##### RAW DATA

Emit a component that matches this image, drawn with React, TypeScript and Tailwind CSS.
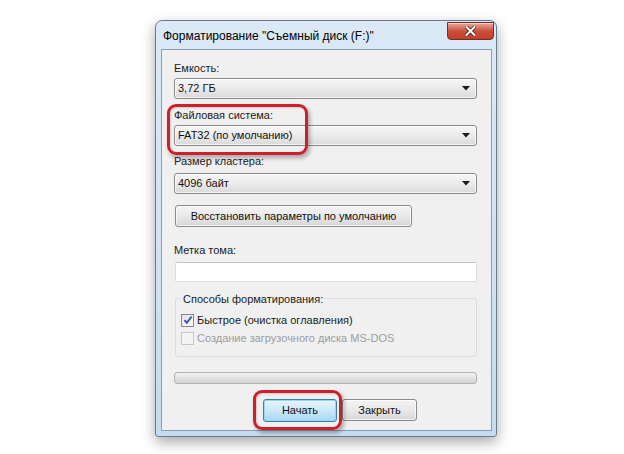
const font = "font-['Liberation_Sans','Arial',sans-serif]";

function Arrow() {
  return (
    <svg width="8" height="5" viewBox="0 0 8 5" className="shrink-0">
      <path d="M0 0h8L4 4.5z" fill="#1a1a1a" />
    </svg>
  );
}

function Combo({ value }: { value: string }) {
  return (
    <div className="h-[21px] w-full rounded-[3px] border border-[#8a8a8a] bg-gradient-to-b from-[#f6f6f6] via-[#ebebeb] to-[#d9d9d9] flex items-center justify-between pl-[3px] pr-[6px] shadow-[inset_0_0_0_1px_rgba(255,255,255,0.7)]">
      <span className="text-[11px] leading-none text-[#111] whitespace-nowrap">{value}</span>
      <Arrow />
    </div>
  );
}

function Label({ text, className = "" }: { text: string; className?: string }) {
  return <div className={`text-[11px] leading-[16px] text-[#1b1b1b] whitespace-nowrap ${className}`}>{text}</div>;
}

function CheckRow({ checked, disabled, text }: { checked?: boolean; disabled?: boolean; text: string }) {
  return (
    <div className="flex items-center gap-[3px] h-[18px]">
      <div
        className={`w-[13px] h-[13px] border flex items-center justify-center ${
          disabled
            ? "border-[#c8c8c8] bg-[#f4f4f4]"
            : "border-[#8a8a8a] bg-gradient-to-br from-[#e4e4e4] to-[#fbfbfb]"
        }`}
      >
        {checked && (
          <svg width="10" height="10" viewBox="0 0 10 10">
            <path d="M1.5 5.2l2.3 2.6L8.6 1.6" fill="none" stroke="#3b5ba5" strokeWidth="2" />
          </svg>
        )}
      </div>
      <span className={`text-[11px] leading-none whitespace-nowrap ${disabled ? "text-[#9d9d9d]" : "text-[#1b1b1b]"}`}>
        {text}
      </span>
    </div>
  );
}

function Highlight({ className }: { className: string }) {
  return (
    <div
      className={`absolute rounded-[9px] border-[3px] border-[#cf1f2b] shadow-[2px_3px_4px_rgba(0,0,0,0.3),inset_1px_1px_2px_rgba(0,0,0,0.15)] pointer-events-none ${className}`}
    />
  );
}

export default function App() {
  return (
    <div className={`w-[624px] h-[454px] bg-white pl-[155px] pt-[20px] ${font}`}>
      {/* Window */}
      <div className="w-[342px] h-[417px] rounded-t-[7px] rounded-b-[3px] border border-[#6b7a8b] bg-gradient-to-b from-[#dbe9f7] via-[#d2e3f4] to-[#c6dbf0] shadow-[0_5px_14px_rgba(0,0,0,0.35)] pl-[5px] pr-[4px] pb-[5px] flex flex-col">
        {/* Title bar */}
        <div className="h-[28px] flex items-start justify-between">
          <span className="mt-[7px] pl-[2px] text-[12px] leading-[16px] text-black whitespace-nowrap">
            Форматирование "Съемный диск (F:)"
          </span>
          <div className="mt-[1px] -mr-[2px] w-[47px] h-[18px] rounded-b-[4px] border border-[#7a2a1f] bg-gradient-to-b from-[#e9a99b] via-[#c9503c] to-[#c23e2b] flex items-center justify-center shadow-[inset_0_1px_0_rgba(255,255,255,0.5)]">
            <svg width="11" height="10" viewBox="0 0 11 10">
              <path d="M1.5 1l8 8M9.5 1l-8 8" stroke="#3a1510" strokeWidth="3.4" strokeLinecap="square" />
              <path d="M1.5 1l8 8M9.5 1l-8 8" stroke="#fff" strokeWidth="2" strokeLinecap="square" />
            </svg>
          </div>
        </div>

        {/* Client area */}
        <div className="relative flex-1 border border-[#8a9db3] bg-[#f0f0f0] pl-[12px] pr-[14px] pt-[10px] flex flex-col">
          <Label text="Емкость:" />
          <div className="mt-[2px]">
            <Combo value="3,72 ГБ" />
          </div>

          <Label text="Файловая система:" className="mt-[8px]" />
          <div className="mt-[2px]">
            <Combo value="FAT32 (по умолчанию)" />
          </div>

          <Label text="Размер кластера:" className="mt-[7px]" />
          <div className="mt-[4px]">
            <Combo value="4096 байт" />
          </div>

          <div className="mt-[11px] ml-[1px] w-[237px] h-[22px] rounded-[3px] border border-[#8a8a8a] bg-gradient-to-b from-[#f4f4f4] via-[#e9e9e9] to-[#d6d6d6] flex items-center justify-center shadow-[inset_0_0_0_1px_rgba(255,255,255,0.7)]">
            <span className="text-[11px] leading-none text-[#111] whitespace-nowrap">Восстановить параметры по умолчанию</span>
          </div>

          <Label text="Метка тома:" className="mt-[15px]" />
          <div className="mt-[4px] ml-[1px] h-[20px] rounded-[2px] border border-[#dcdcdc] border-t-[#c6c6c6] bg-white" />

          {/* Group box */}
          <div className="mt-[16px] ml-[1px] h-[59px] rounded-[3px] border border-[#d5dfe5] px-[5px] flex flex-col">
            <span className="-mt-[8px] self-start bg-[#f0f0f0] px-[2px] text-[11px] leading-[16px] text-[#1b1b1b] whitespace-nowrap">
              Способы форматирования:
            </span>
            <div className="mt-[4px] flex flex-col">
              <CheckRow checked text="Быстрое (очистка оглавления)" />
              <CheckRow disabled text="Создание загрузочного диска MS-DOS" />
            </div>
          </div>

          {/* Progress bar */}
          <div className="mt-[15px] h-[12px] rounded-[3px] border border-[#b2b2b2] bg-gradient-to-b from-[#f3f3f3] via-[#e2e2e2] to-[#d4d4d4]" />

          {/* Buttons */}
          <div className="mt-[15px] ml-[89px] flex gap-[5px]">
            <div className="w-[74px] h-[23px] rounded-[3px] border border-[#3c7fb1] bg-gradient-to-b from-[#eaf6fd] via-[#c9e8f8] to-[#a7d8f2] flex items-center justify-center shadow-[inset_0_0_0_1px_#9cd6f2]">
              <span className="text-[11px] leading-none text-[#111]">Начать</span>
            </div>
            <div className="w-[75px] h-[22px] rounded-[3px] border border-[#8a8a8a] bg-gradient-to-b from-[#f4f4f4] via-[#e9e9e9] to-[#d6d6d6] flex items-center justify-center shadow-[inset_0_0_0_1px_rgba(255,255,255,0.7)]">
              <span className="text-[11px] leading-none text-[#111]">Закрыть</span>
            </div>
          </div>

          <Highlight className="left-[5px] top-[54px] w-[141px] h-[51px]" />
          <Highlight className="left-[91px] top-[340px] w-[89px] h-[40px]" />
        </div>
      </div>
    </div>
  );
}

##########

> [TASK STATEMENT] Reproduce every line precisely as given, omitting all pictures.

> [THE REPLY]
Emit a component that matches this image, drawn with React, TypeScript and Tailwind CSS.
const font = "font-['Liberation_Sans','Arial',sans-serif]";

function Arrow() {
  return (
    <svg width="8" height="5" viewBox="0 0 8 5" className="shrink-0">
      <path d="M0 0h8L4 4.5z" fill="#1a1a1a" />
    </svg>
  );
}

function Combo({ value }: { value: string }) {
  return (
    <div className="h-[21px] w-full rounded-[3px] border border-[#8a8a8a] bg-gradient-to-b from-[#f6f6f6] via-[#ebebeb] to-[#d9d9d9] flex items-center justify-between pl-[3px] pr-[6px] shadow-[inset_0_0_0_1px_rgba(255,255,255,0.7)]">
      <span className="text-[11px] leading-none text-[#111] whitespace-nowrap">{value}</span>
      <Arrow />
    </div>
  );
}

function Label({ text, className = "" }: { text: string; className?: string }) {
  return <div className={`text-[11px] leading-[16px] text-[#1b1b1b] whitespace-nowrap ${className}`}>{text}</div>;
}

function CheckRow({ checked, disabled, text }: { checked?: boolean; disabled?: boolean; text: string }) {
  return (
    <div className="flex items-center gap-[3px] h-[18px]">
      <div
        className={`w-[13px] h-[13px] border flex items-center justify-center ${
          disabled
            ? "border-[#c8c8c8] bg-[#f4f4f4]"
            : "border-[#8a8a8a] bg-gradient-to-br from-[#e4e4e4] to-[#fbfbfb]"
        }`}
      >
        {checked && (
          <svg width="10" height="10" viewBox="0 0 10 10">
            <path d="M1.5 5.2l2.3 2.6L8.6 1.6" fill="none" stroke="#3b5ba5" strokeWidth="2" />
          </svg>
        )}
      </div>
      <span className={`text-[11px] leading-none whitespace-nowrap ${disabled ? "text-[#9d9d9d]" : "text-[#1b1b1b]"}`}>
        {text}
      </span>
    </div>
  );
}

function Highlight({ className }: { className: string }) {
  return (
    <div
      className={`absolute rounded-[9px] border-[3px] border-[#cf1f2b] shadow-[2px_3px_4px_rgba(0,0,0,0.3),inset_1px_1px_2px_rgba(0,0,0,0.15)] pointer-events-none ${className}`}
    />
  );
}

export default function App() {
  return (
    <div className={`w-[624px] h-[454px] bg-white pl-[155px] pt-[20px] ${font}`}>
      {/* Window */}
      <div className="w-[342px] h-[417px] rounded-t-[7px] rounded-b-[3px] border border-[#6b7a8b] bg-gradient-to-b from-[#dbe9f7] via-[#d2e3f4] to-[#c6dbf0] shadow-[0_5px_14px_rgba(0,0,0,0.35)] pl-[5px] pr-[4px] pb-[5px] flex flex-col">
        {/* Title bar */}
        <div className="h-[28px] flex items-start justify-between">
          <span className="mt-[7px] pl-[2px] text-[12px] leading-[16px] text-black whitespace-nowrap">
            Форматирование "Съемный диск (F:)"
          </span>
          <div className="mt-[1px] -mr-[2px] w-[47px] h-[18px] rounded-b-[4px] border border-[#7a2a1f] bg-gradient-to-b from-[#e9a99b] via-[#c9503c] to-[#c23e2b] flex items-center justify-center shadow-[inset_0_1px_0_rgba(255,255,255,0.5)]">
            <svg width="11" height="10" viewBox="0 0 11 10">
              <path d="M1.5 1l8 8M9.5 1l-8 8" stroke="#3a1510" strokeWidth="3.4" strokeLinecap="square" />
              <path d="M1.5 1l8 8M9.5 1l-8 8" stroke="#fff" strokeWidth="2" strokeLinecap="square" />
            </svg>
          </div>
        </div>

        {/* Client area */}
        <div className="relative flex-1 border border-[#8a9db3] bg-[#f0f0f0] pl-[12px] pr-[14px] pt-[10px] flex flex-col">
          <Label text="Емкость:" />
          <div className="mt-[2px]">
            <Combo value="3,72 ГБ" />
          </div>

          <Label text="Файловая система:" className="mt-[8px]" />
          <div className="mt-[2px]">
            <Combo value="FAT32 (по умолчанию)" />
          </div>

          <Label text="Размер кластера:" className="mt-[7px]" />
          <div className="mt-[4px]">
            <Combo value="4096 байт" />
          </div>

          <div className="mt-[11px] ml-[1px] w-[237px] h-[22px] rounded-[3px] border border-[#8a8a8a] bg-gradient-to-b from-[#f4f4f4] via-[#e9e9e9] to-[#d6d6d6] flex items-center justify-center shadow-[inset_0_0_0_1px_rgba(255,255,255,0.7)]">
            <span className="text-[11px] leading-none text-[#111] whitespace-nowrap">Восстановить параметры по умолчанию</span>
          </div>

          <Label text="Метка тома:" className="mt-[15px]" />
          <div className="mt-[4px] ml-[1px] h-[20px] rounded-[2px] border border-[#dcdcdc] border-t-[#c6c6c6] bg-white" />

          {/* Group box */}
          <div className="mt-[16px] ml-[1px] h-[59px] rounded-[3px] border border-[#d5dfe5] px-[5px] flex flex-col">
            <span className="-mt-[8px] self-start bg-[#f0f0f0] px-[2px] text-[11px] leading-[16px] text-[#1b1b1b] whitespace-nowrap">
              Способы форматирования:
            </span>
            <div className="mt-[4px] flex flex-col">
              <CheckRow checked text="Быстрое (очистка оглавления)" />
              <CheckRow disabled text="Создание загрузочного диска MS-DOS" />
            </div>
          </div>

          {/* Progress bar */}
          <div className="mt-[15px] h-[12px] rounded-[3px] border border-[#b2b2b2] bg-gradient-to-b from-[#f3f3f3] via-[#e2e2e2] to-[#d4d4d4]" />

          {/* Buttons */}
          <div className="mt-[15px] ml-[89px] flex gap-[5px]">
            <div className="w-[74px] h-[23px] rounded-[3px] border border-[#3c7fb1] bg-gradient-to-b from-[#eaf6fd] via-[#c9e8f8] to-[#a7d8f2] flex items-center justify-center shadow-[inset_0_0_0_1px_#9cd6f2]">
              <span className="text-[11px] leading-none text-[#111]">Начать</span>
            </div>
            <div className="w-[75px] h-[22px] rounded-[3px] border border-[#8a8a8a] bg-gradient-to-b from-[#f4f4f4] via-[#e9e9e9] to-[#d6d6d6] flex items-center justify-center shadow-[inset_0_0_0_1px_rgba(255,255,255,0.7)]">
              <span className="text-[11px] leading-none text-[#111]">Закрыть</span>
            </div>
          </div>

          <Highlight className="left-[5px] top-[54px] w-[141px] h-[51px]" />
          <Highlight className="left-[91px] top-[340px] w-[89px] h-[40px]" />
        </div>
      </div>
    </div>
  );
}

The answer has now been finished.